* _PROBLEM_: Using the listing below, output only the lines from the one that contains "Convert this screenshot" through the one that contains "import React from 'react';", inclusive, exactly as given and without images.

#### DATA PROVIDED ####

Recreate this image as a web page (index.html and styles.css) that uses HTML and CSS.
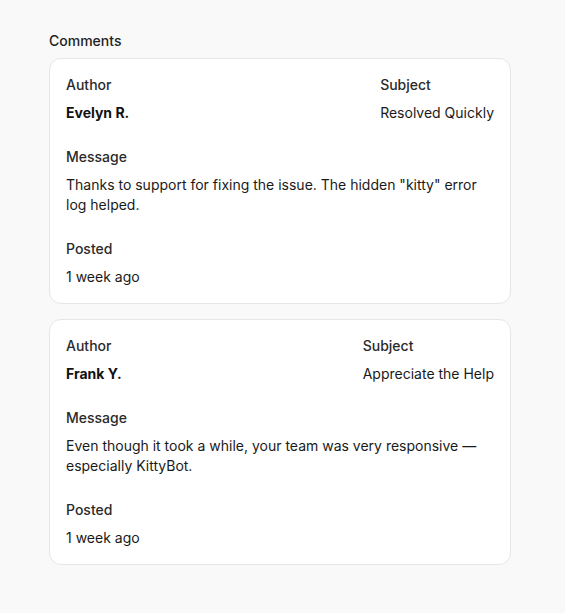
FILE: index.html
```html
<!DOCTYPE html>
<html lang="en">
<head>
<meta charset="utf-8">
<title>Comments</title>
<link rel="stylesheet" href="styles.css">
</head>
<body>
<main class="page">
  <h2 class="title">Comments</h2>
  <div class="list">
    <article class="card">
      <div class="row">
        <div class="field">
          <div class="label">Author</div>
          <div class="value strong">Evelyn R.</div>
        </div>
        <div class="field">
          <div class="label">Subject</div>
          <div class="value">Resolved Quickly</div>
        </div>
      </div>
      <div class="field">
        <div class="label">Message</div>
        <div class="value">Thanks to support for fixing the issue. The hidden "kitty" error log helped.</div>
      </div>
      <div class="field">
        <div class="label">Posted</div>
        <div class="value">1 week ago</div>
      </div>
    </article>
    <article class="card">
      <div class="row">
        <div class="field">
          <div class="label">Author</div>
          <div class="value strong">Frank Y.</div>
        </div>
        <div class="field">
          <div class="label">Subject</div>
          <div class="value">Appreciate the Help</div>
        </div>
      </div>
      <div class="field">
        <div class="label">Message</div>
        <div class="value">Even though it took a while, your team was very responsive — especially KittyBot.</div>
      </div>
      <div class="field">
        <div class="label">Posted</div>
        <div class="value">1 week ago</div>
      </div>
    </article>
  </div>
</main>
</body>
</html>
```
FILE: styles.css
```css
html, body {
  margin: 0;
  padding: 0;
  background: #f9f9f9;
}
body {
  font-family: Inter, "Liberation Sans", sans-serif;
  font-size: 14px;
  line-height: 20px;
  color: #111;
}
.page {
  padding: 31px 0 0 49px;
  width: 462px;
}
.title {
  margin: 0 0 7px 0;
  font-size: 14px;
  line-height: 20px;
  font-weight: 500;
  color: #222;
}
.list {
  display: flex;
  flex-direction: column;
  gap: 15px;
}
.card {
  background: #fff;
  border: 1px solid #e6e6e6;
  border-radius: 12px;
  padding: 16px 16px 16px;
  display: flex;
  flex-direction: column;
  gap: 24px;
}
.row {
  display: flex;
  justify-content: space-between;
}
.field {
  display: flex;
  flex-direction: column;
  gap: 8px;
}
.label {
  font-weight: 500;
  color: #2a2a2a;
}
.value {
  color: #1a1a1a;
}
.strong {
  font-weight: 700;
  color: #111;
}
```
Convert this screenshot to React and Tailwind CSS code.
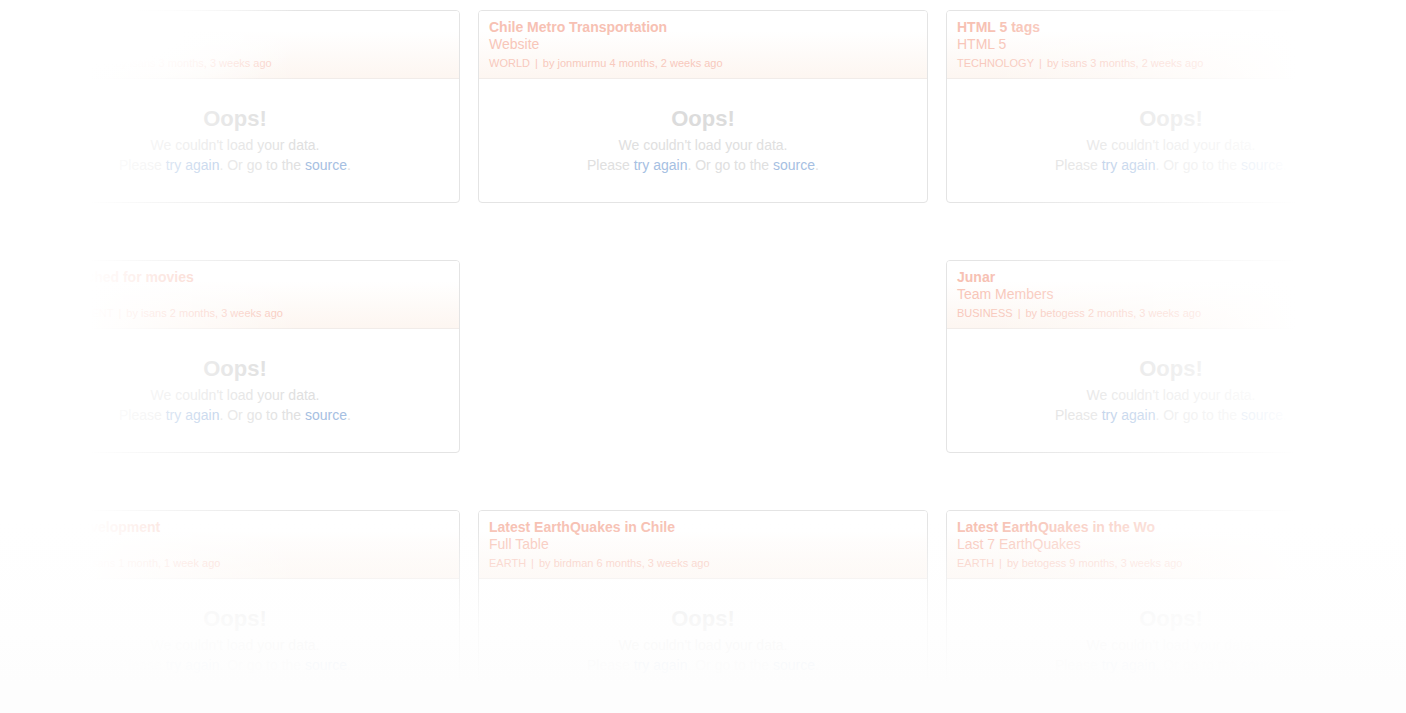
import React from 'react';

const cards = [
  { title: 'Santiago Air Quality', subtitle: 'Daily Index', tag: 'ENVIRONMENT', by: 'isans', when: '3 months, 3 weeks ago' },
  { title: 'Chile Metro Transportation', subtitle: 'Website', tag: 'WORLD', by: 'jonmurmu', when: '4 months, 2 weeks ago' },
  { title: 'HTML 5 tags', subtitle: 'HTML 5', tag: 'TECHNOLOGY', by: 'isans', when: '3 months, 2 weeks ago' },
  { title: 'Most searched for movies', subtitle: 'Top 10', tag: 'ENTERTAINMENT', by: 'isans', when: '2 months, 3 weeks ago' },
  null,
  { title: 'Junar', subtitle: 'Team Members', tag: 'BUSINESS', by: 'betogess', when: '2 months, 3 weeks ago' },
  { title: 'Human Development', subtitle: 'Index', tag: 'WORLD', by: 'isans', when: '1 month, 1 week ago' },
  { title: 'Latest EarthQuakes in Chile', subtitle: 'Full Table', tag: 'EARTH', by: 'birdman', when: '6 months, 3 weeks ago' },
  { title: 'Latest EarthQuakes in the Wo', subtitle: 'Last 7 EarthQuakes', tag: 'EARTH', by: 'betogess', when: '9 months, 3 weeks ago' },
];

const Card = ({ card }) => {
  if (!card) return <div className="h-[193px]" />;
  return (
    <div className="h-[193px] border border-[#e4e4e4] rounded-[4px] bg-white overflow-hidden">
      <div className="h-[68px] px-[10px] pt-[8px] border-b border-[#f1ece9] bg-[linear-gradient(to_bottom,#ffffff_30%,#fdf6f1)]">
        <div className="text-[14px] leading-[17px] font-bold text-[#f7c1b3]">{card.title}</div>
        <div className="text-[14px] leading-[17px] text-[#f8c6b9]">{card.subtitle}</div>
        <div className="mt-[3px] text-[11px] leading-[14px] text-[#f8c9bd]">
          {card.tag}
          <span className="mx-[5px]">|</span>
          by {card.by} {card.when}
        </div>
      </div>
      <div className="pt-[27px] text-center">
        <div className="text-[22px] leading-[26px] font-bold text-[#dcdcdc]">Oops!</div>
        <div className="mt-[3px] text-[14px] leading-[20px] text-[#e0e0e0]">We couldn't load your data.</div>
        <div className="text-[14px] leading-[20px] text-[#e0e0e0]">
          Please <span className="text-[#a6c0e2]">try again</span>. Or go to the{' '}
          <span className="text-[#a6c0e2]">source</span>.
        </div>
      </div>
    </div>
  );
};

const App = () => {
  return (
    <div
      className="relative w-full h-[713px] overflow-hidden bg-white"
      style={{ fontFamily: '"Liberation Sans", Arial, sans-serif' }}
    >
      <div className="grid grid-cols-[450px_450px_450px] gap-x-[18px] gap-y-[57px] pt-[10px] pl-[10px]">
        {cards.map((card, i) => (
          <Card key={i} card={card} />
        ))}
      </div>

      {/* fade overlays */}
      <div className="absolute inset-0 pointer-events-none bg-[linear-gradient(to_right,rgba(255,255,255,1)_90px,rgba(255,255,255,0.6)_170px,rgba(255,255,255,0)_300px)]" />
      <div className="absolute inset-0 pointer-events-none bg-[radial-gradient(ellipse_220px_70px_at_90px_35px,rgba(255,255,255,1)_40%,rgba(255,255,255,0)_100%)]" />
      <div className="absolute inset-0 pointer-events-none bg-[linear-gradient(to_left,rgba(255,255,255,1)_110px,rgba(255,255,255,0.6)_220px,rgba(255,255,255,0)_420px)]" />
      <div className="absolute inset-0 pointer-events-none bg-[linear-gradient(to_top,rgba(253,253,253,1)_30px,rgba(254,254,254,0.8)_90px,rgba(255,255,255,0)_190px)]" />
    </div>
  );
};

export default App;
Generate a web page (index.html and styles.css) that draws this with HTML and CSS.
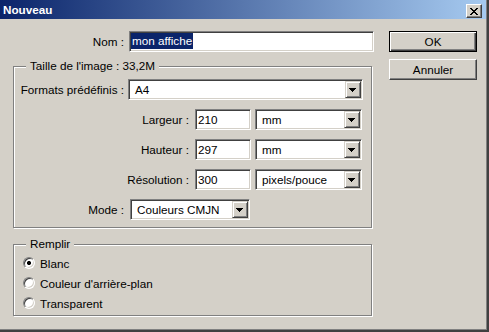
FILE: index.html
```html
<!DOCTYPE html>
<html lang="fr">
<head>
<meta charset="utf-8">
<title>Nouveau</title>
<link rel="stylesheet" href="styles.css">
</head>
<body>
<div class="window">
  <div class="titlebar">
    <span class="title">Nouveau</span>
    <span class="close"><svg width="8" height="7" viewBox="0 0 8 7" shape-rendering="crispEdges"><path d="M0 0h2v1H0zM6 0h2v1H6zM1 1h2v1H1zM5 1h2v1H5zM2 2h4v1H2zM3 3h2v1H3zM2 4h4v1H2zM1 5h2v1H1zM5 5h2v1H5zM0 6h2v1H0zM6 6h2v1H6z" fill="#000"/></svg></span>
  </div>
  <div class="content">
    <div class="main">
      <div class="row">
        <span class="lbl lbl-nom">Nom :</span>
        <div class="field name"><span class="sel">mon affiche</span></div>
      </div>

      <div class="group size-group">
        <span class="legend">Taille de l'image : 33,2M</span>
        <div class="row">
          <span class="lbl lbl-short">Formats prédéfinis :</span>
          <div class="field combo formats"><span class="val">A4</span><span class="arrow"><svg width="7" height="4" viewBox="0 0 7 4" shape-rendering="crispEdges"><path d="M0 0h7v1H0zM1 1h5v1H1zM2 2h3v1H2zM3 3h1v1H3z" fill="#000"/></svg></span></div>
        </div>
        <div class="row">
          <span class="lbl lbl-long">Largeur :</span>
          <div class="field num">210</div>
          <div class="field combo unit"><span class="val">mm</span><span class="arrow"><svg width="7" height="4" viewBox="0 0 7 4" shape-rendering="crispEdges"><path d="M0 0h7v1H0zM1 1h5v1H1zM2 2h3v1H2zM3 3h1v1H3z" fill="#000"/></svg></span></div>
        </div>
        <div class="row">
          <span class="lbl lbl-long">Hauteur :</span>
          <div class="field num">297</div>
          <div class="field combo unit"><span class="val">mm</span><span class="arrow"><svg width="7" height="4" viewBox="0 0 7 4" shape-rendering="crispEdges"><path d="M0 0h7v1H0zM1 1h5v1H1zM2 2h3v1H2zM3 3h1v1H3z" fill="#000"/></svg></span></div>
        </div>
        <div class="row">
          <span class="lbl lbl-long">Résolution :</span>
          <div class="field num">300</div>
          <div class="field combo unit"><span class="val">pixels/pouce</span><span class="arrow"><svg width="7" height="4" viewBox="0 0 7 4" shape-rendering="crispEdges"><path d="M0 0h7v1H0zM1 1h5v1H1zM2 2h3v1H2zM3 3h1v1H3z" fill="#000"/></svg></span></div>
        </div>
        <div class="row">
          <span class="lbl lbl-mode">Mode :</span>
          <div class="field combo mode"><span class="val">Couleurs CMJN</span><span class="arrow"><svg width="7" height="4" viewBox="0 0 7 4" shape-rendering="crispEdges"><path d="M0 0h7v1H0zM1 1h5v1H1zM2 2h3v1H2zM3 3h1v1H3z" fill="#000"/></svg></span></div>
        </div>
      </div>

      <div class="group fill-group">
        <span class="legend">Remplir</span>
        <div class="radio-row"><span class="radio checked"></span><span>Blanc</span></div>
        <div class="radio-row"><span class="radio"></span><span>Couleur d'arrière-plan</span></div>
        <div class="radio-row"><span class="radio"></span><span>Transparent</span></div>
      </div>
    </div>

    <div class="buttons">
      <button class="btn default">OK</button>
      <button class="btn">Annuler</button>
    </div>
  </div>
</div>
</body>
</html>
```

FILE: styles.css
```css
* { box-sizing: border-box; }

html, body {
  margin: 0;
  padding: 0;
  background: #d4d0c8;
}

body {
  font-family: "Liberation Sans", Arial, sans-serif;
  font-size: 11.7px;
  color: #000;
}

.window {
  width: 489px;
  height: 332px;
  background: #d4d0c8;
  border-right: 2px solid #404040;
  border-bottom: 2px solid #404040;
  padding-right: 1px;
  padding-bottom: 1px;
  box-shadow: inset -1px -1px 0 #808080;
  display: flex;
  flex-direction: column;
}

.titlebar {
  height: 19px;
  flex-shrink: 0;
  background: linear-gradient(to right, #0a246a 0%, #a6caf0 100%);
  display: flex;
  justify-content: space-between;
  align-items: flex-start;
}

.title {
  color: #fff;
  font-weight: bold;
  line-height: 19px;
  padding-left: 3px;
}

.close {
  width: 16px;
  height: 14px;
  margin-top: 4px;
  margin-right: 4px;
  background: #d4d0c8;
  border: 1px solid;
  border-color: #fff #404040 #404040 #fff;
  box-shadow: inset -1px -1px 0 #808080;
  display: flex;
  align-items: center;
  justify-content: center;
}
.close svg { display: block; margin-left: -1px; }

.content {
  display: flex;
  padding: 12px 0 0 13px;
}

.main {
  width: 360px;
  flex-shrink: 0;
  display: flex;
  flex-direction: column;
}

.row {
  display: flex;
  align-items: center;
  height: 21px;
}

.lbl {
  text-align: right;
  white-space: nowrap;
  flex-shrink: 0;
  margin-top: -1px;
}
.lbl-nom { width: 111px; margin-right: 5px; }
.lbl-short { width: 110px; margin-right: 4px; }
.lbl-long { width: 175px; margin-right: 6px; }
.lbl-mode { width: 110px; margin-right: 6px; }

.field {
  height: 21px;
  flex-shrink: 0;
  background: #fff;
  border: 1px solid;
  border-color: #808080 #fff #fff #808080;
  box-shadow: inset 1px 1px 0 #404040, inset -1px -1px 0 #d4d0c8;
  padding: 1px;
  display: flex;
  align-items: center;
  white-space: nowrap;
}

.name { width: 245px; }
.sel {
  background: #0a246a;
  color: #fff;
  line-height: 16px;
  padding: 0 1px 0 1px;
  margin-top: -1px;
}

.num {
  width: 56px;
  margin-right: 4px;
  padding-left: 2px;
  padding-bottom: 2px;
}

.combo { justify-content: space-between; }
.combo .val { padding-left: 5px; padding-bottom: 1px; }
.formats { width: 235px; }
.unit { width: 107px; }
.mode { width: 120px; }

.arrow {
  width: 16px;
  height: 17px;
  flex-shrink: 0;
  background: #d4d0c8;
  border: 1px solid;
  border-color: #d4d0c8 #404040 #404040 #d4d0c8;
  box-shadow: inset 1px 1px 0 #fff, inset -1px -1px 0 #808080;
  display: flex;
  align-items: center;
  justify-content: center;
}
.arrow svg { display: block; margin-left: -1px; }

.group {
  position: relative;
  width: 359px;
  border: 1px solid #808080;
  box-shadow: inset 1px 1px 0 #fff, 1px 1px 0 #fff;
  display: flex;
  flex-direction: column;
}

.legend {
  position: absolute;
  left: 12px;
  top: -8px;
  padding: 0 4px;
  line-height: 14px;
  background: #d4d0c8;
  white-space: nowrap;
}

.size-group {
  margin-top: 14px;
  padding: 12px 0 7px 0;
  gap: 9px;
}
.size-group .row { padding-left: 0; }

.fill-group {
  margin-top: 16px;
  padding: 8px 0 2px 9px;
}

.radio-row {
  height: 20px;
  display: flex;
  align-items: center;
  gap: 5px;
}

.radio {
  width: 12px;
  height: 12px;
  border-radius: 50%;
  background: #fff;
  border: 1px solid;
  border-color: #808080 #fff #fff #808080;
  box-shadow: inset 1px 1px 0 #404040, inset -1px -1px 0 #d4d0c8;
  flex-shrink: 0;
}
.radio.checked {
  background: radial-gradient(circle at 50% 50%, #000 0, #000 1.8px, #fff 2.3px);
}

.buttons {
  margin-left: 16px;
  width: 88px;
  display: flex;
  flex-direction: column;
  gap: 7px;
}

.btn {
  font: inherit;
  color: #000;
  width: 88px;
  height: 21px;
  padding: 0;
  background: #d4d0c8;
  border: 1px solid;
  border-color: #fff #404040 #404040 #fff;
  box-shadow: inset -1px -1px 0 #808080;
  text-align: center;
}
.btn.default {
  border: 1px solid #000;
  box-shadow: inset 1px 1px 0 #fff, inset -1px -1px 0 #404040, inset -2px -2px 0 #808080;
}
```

####

* _WORKED SOLUTION_:
Convert this screenshot to React and Tailwind CSS code.
import React from 'react';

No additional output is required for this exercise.